Fundamental questions remain as to the optimal generalization of ANEC for quantum gravity. Existing work suggests:

• State-Independent Bounds Depend on Interactions and Central Charge: Non-interacting theories permit unbounded negativity via particle-number scaling, while genuinely interacting CFTs and holographic theories enforce a scaling with $C_T$, possibly subject to further universal constraints (Fliss et al., 2024).
• Anomalous and Curved Geometries: Even-dimensional and curved spacetimes require care due to anomalies, and only weighted ANECs (with geometrical weight functions) may hold in these settings (Iizuka et al., 2020).

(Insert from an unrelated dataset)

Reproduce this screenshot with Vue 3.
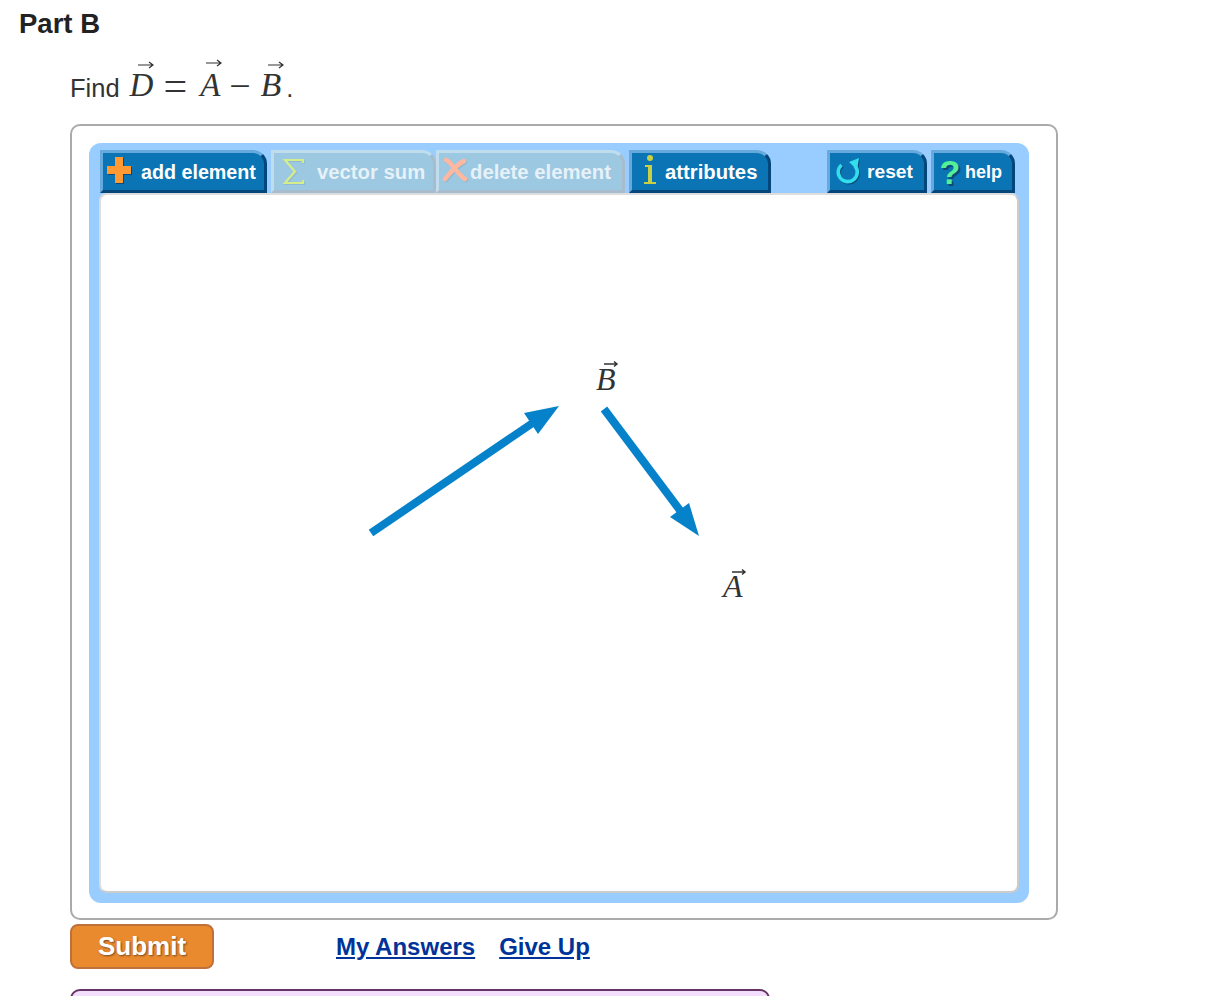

• Quantum Gravity and Planckian Regimes: At Planck-scale curvatures, violations or modifications of smeared/averaged null energy conditions could arise, potentially linked to a finite quantum gravity cutoff. Ultimately, the semiclassical regime (where SNEC/DSNEC and achronal ANEC hold) may emerge as the low-energy remnant of a more fundamental principle in quantum gravity (0705.3193).

Negative average null energy, while prohibited classically, appears as a subtle, regulated feature in quantum and semiclassical regimes, subject to robust inequalities and deeply connected to the consistency of the causal and geometric structure of both quantum field theories and gravity.